Bifurcation

Given a starting population with a certain reproduction rate and a death rate, we can predict (calculate) the population for specific generations.  If we plot the population by generation with a given birth rate, the trajectory will be linear in a straight line.

If we add an additional rule to confine the population by a carrying capacity, the trajectory changes to a point until it become impossible to predict.  In other words, a small variation in birth or death rate, the population for a specific generation will not be close together but may attain a very diverse value

The above can be modeled bu a logistic map formula.  We combine the birth rate with the death rate into a variable called R.  The carrying capacity is replaced by a variable called fraction of carrying capacity x. Logistic map is represented by the following formula: Xi+1    = R*Xi *(1-Xi )

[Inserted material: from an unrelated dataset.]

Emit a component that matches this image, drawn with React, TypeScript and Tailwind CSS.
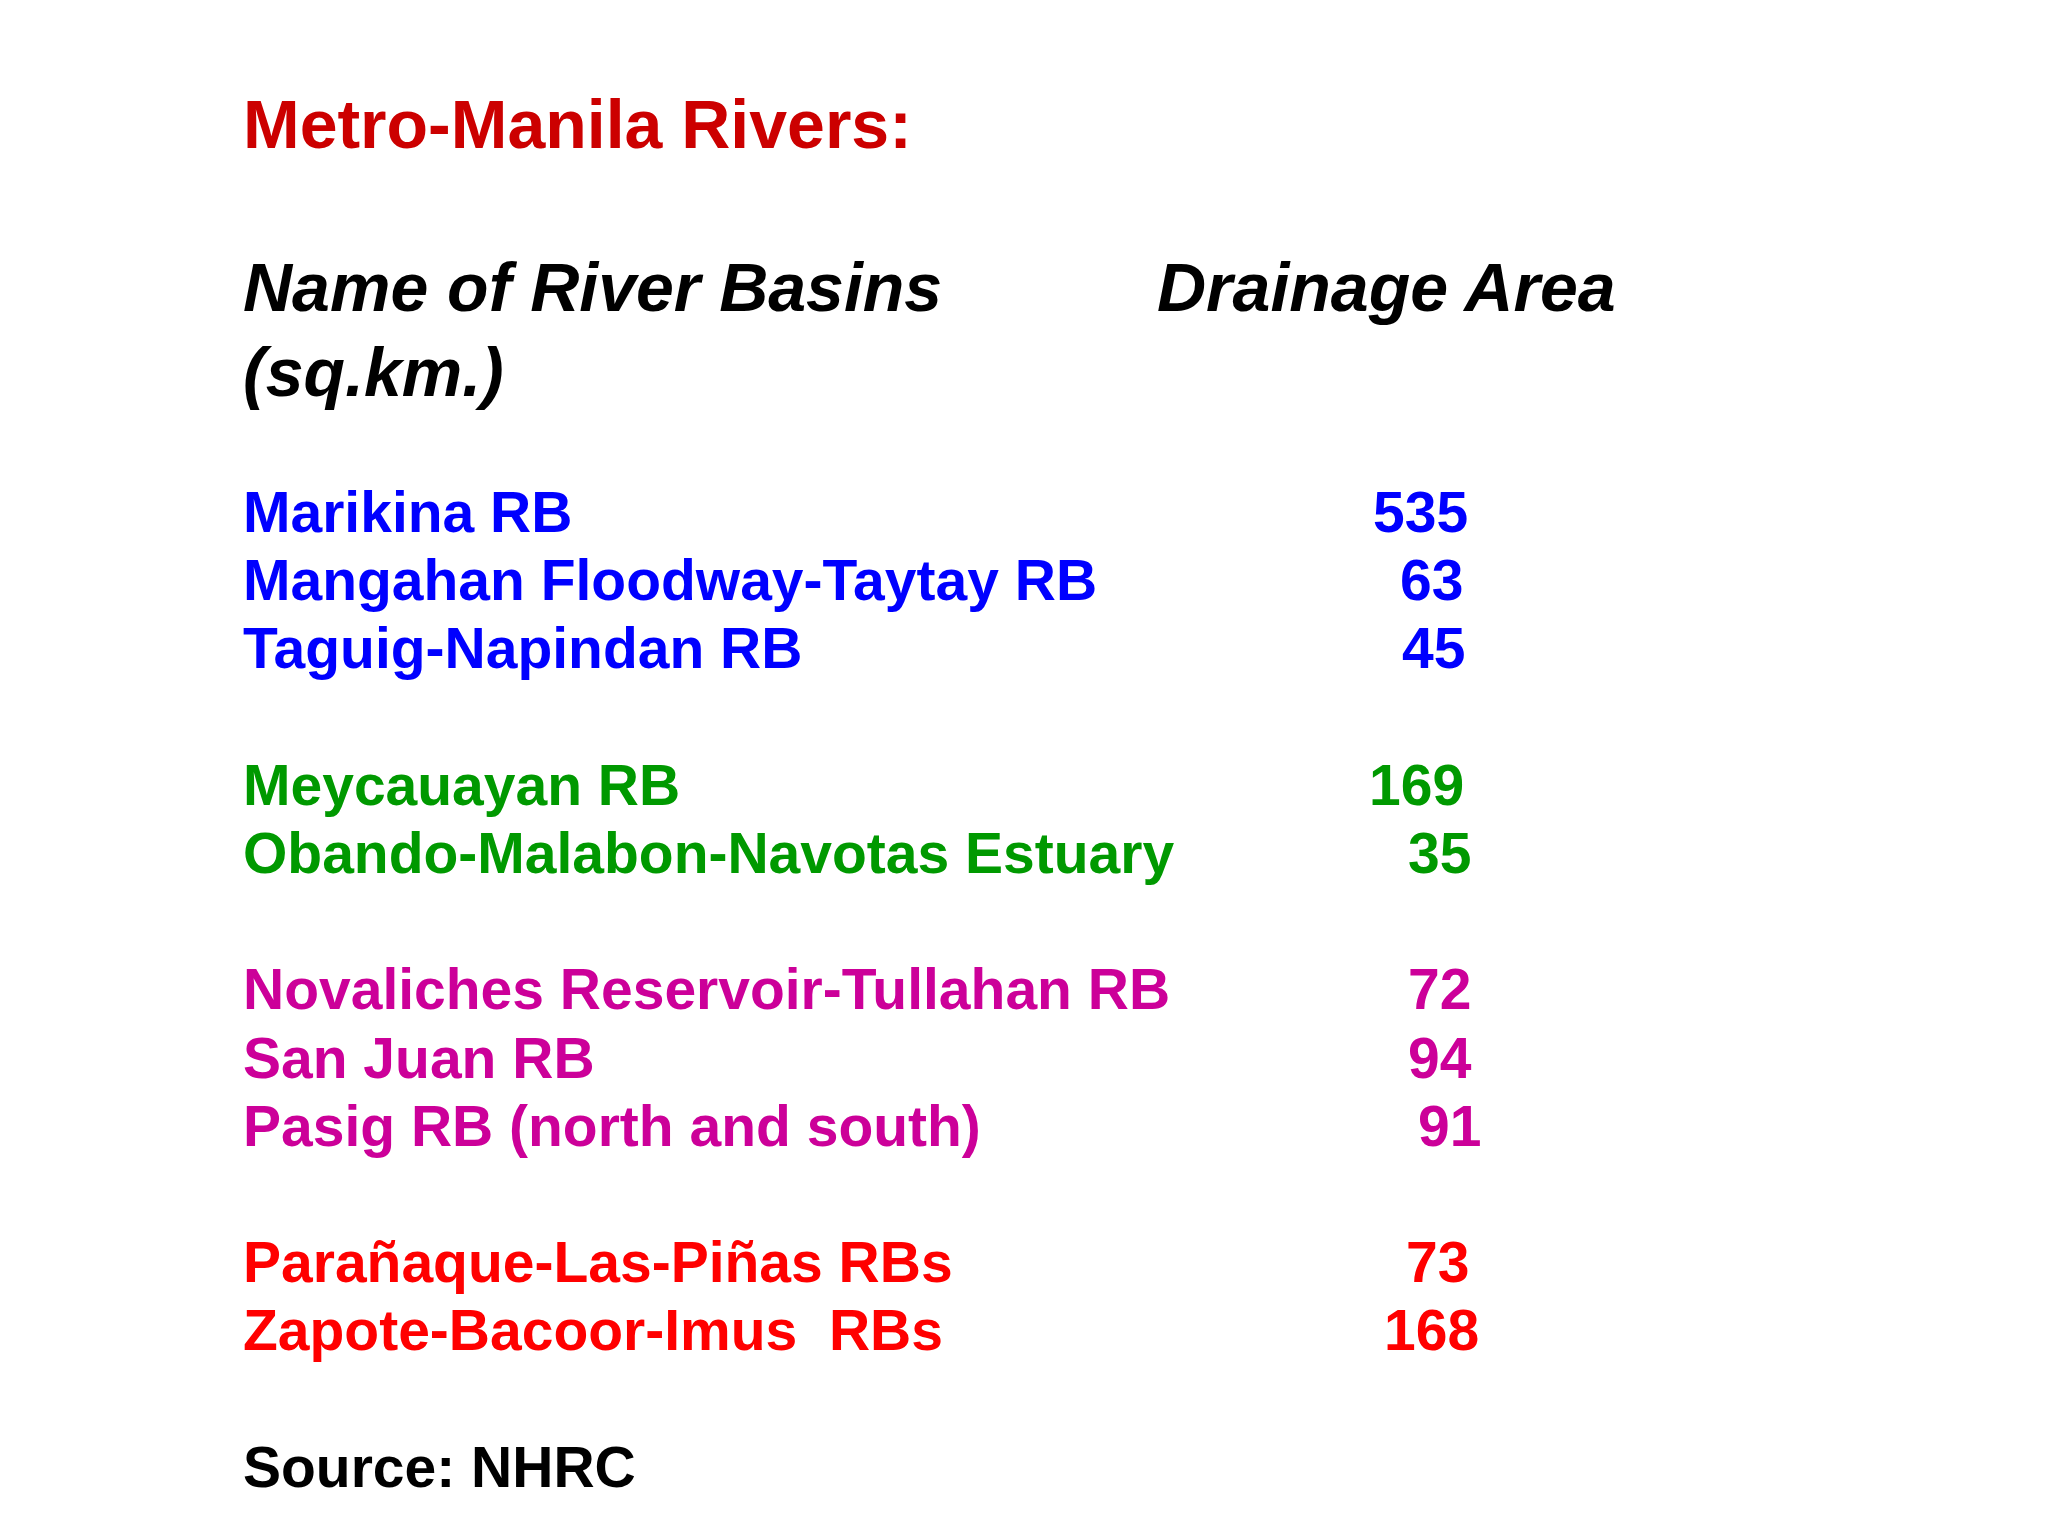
import React from "react";

type Row = { name: string; value: string; color: string; pad: string } | null;

const rows: Row[] = [
  { name: "Marikina RB", value: "535", color: "text-[#0000ff]", pad: "pl-[33px]" },
  { name: "Mangahan Floodway-Taytay RB", value: "63", color: "text-[#0000ff]", pad: "pl-[60px]" },
  { name: "Taguig-Napindan RB", value: "45", color: "text-[#0000ff]", pad: "pl-[62px]" },
  null,
  { name: "Meycauayan RB", value: "169", color: "text-[#009900]", pad: "pl-[29px]" },
  { name: "Obando-Malabon-Navotas Estuary", value: "35", color: "text-[#009900]", pad: "pl-[68px]" },
  null,
  { name: "Novaliches Reservoir-Tullahan RB", value: "72", color: "text-[#cc0099]", pad: "pl-[68px]" },
  { name: "San Juan RB", value: "94", color: "text-[#cc0099]", pad: "pl-[68px]" },
  { name: "Pasig RB (north and south)", value: "91", color: "text-[#cc0099]", pad: "pl-[78px]" },
  null,
  { name: "Parañaque-Las-Piñas RBs", value: "73", color: "text-[#ff0000]", pad: "pl-[66px]" },
  { name: "Zapote-Bacoor-Imus\u00a0 RBs", value: "168", color: "text-[#ff0000]", pad: "pl-[44px]" },
  null,
];

export default function App() {
  return (
    <div
      className="w-[2048px] h-[1536px] bg-white overflow-hidden"
      style={{ fontFamily: '"Liberation Sans", Arial, sans-serif' }}
    >
      <div className="pl-[243px] pt-[84px] flex flex-col font-bold">
        <div className="text-[68px] leading-[80px] text-[#cc0000] whitespace-nowrap">
          Metro-Manila Rivers:
        </div>
        <div className="mt-[84px] text-[68px] leading-[78px] italic text-black whitespace-nowrap">
          <div className="flex">
            <span className="w-[914px]">Name of River Basins</span>
            <span>Drainage Area</span>
          </div>
          <div className="mt-[7px]">(sq.km.)</div>
        </div>
        <div className="mt-[67px] flex flex-col text-[57px] leading-[68px]">
          {rows.map((r, i) =>
            r ? (
              <div key={i} className={`flex h-[68.2px] whitespace-nowrap ${r.color}`}>
                <span className="w-[1097px]">{r.name}</span>
                <span className={r.pad}>{r.value}</span>
              </div>
            ) : (
              <div key={i} className="h-[68.2px]" />
            )
          )}
          <div className="h-[68.2px] whitespace-nowrap text-black">Source: NHRC</div>
        </div>
      </div>
    </div>
  );
}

(1) For a small value or R, e.g. 2, x will converge to a single value after a few generations.
(2) When R increases to a value of 3.1, the trajectory evolves to an oscillation of 2 values.  \
(3) As R increases further, the oscillation changes to among 4, 8 values etc.
(4) The spread of oscillation increases rapider and rapider as R picks up gradually.
(5) When R reaches about 3.569946, the trajectory becomes chaotic.  Even a small difference in the value of x (e.g. at the 10 decimal point) will produce a completely different trajectory.  In other words, the trend becomes unpredictable.

Because of this property, the logistic map is used as an algorithm to generate pseudo-random number.

Among the chaos, there are 2 universal characteristics observed:
(1) The trajectories follow a period-doubling (bifurcation) route to chaos. From a single value to 2, to 4, to 8 etc.
(2) As R increases, their bifurcation points move closer and closer. The rate of convergence is found to be a constant value of 4.6692016. This is called the Feigenbaum constant.